Monday, May 11, 2009

Of things spinach and succession planting


I was carrying on a gardening conversation with my friend Joann via Facebook recently. I mentioned spinach as an early spring crop possibility and she said she'd try it next year. But there's no time like the present and there's no reason to put yourself in a box about only planting once a season in your garden.

It's not too late to plant spinach this year even though you could have started sowing it back in late March. It likes cooler weather better but you can seed short rows (2-4 feet long) of it every week from now until the end of May.
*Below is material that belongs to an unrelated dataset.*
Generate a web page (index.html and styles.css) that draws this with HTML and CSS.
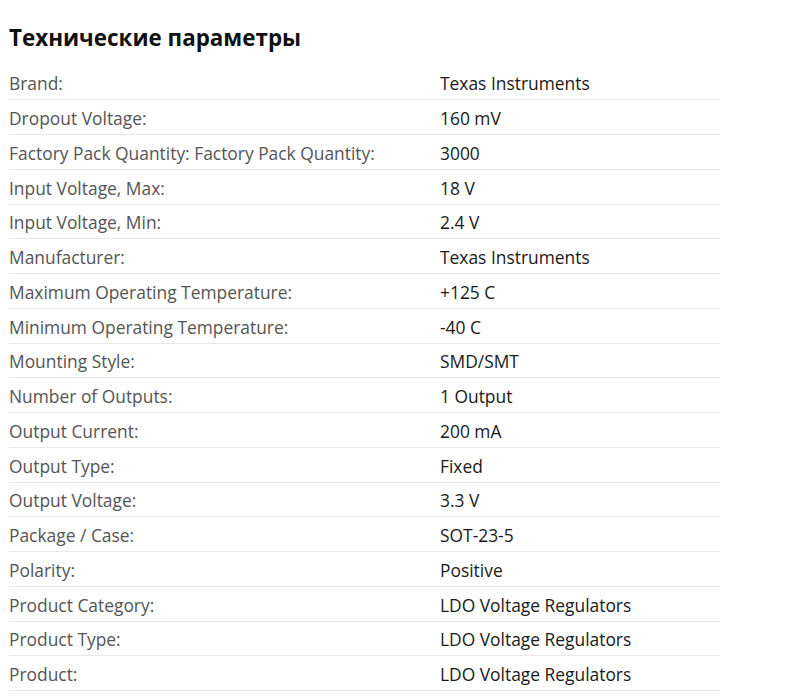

This way you get succession crops so when you finish the older stuff, the newer stuff becomes available. Also, once the spinach is up high enough, you can mulch it with straw to help keep the soil cooler and keep it from drying out too fast.

I've also planted spinach much later than the end of May. It's good to experiment and see what works for you. It may bolt but what did you lose if it does? A few minutes of planting and a few feet of your garden for a few weeks? Small price to pay.
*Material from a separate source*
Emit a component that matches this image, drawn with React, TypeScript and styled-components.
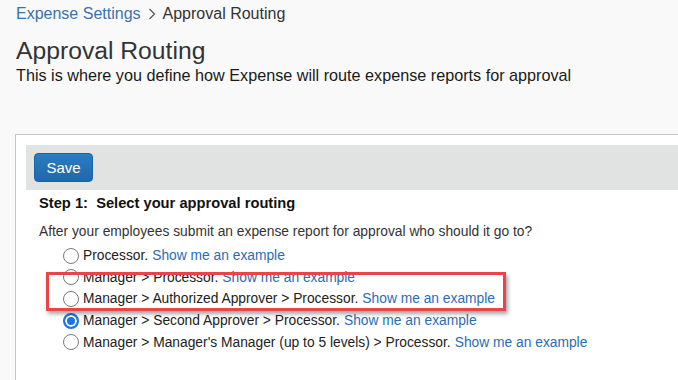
import React from "react";
import styled, { createGlobalStyle } from "styled-components";

const GlobalStyle = createGlobalStyle`
  html, body {
    margin: 0;
    padding: 0;
    background: #f9f9f9;
    font-family: "Liberation Sans", Arial, sans-serif;
    color: #333;
  }
`;

const Page = styled.div`
  position: relative;
  width: 678px;
  height: 380px;
  overflow: hidden;
  padding: 4px 0 0 16px;
  box-sizing: border-box;
`;

const Breadcrumb = styled.div`
  display: flex;
  align-items: center;
  gap: 7px;
  font-size: 16px;
  line-height: 20px;
  color: #333;
`;

const Crumb = styled.a`
  color: #3a72ad;
  text-decoration: none;
`;

const Chevron = styled.svg`
  width: 8px;
  height: 12px;
`;

const Title = styled.h1`
  margin: 13px 0 0;
  font-size: 24.7px;
  font-weight: normal;
  line-height: 28px;
  color: #333;
`;

const Subtitle = styled.p`
  margin: 0;
  font-size: 16.2px;
  line-height: 20px;
  color: #1a1a1a;
`;

const Panel = styled.section`
  margin-top: 49px;
  margin-left: -1px;
  background: #fff;
  border-top: 1px solid #c6c6c6;
  border-left: 1px solid #c6c6c6;
  padding: 10px 0 0 10px;
  height: 260px;
`;

const Toolbar = styled.div`
  display: flex;
  align-items: center;
  height: 45px;
  padding: 0 8px;
  background: #e1e2e2;
`;

const SaveButton = styled.button`
  width: 59px;
  height: 29px;
  border: 1px solid #1d62a3;
  border-radius: 4px;
  background: linear-gradient(#2b7cc2, #1f68aa);
  color: #fff;
  font-family: "Liberation Sans", Arial, sans-serif;
  font-size: 15px;
  padding: 0;
`;

const Content = styled.div`
  padding: 4px 0 0 13px;
`;

const StepTitle = styled.h2`
  margin: 0;
  font-size: 14.7px;
  font-weight: bold;
  line-height: 18px;
  color: #111;
`;

const Question = styled.p`
  margin: 11px 0 0;
  font-size: 13.8px;
  line-height: 18px;
  color: #333;
`;

const OptionList = styled.div`
  display: flex;
  flex-direction: column;
  padding: 4px 0 0 24px;
`;

const Option = styled.label`
  display: flex;
  align-items: center;
  gap: 4px;
  height: 21.6px;
  font-size: 13.8px;
  color: #222;
  white-space: nowrap;
`;

const Radio = styled.input.attrs({ type: "radio" })`
  appearance: none;
  margin: 0;
  width: 16px;
  height: 16px;
  border-radius: 50%;
  border: 1px solid #7a7a7a;
  background: #fff;
  box-sizing: border-box;

  &:checked {
    border: 2px solid #1a73e8;
    box-shadow: inset 0 0 0 2px #fff;
    background: #1a73e8;
  }
`;

const ExampleLink = styled.a`
  color: #2b6cb5;
  text-decoration: none;
  margin-left: 4px;
`;

const Highlight = styled.div`
  position: absolute;
  left: 46px;
  top: 272px;
  width: 460px;
  height: 39px;
  box-sizing: border-box;
  border: 3px solid #ea4449;
  box-shadow: 2px 3px 4px rgba(0, 0, 0, 0.35);
  pointer-events: none;
`;

const options = [
  { label: "Processor.", checked: false },
  { label: "Manager > Processor.", checked: false },
  { label: "Manager > Authorized Approver > Processor.", checked: false },
  { label: "Manager > Second Approver > Processor.", checked: true },
  { label: "Manager > Manager's Manager (up to 5 levels) > Processor.", checked: false },
];

const App: React.FC = () => {
  return (
    <Page>
      <GlobalStyle />
      <Breadcrumb>
        <Crumb href="#">Expense Settings</Crumb>
        <Chevron viewBox="0 0 8 12">
          <path d="M1.5 1 L6.5 6 L1.5 11" fill="none" stroke="#555" strokeWidth="1.2" />
        </Chevron>
        <span>Approval Routing</span>
      </Breadcrumb>
      <Title>Approval Routing</Title>
      <Subtitle>
        This is where you define how Expense will route expense reports for approval
      </Subtitle>
      <Panel>
        <Toolbar>
          <SaveButton>Save</SaveButton>
        </Toolbar>
        <Content>
          <StepTitle>Step 1:&nbsp; Select your approval routing</StepTitle>
          <Question>
            After your employees submit an expense report for approval who should it go to?
          </Question>
          <OptionList>
            {options.map((o) => (
              <Option key={o.label}>
                <Radio name="routing" defaultChecked={o.checked} />
                <span>
                  {o.label}
                  <ExampleLink href="#">Show me an example</ExampleLink>
                </span>
              </Option>
            ))}
          </OptionList>
        </Content>
      </Panel>
      <Highlight />
    </Page>
  );
};

export default App;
A warm/hot weather option is New Zealand spinach which isn't a spinach at all (I think it's part of the onion family) but looks like and tastes like spinach when cooked. It also grows like crazy and only a couple/three plants will keep you in it. You can order it from online organic seed companies like Fedco.
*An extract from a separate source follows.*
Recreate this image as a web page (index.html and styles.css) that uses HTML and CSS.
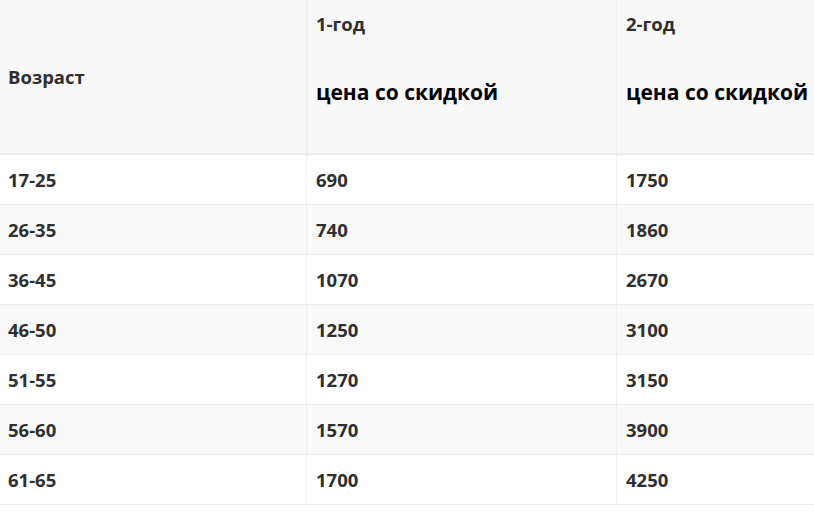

Succession planting is one of the credos of one of my two gardening book mentors: Eliot Coleman (the other is Lee Reich). In his books (I have Four Season Harvest and The New Organic Grower), he recommends that you not relegate planting of a crop to the beginning of the growing season but to think of growing seasons as fluid where sowing and harvesting can overlap and be used to extend the harvest and maintain the freshness of your garden vegetables. In Four Season Harvest, Coleman provides a nice table of recommendations for succession planting summarized here:

Beans Every 2 weeks
Beets Every 2 weeks
Carrots Every 2 weeks
Celery Twice: early spring and three months before fall frost
Cucumbers A 2nd and 3rd planting at monthly intervals to keep quality high
Lettuce/greens Every week or two
Peas Twice: early spring and mid-summer
Radishes Every week
Spinach Every week in spring and late summer.
Squash A 2nd and 3rd planting at monthly intervals to keep quality high

My cousin Chris, the vintner at his family's winery, Lakewood Vineyards, and avid gardener turned me on to Eliot Coleman's books and methods. Coleman advocates low impact, quality yield organic growing methods that anyone can adopt and extend as their own. He farms in coastal Maine so he knows about late springs and early falls and how to adapt to grow and harvest crops all year long. And to prove that Coleman's suggestions work, my cousin Chris showed me his cold frame: the one he was dusting snow off of when he harvested salad greens in February! More on cold frames in a future post ;-)

2 comments:

Joann said...

Leo, I'm going be down that way the second week of June. Can Jamie and I stop by to see the garden? I re-planted lettuce. We'll see what happens.... I would really like to see the raised beds. Mine are much, much, smaller.

Leo said...

Hey Joann, You're always welcome to stop by. Be happy to give you a tour ;-) Will send you an email, too.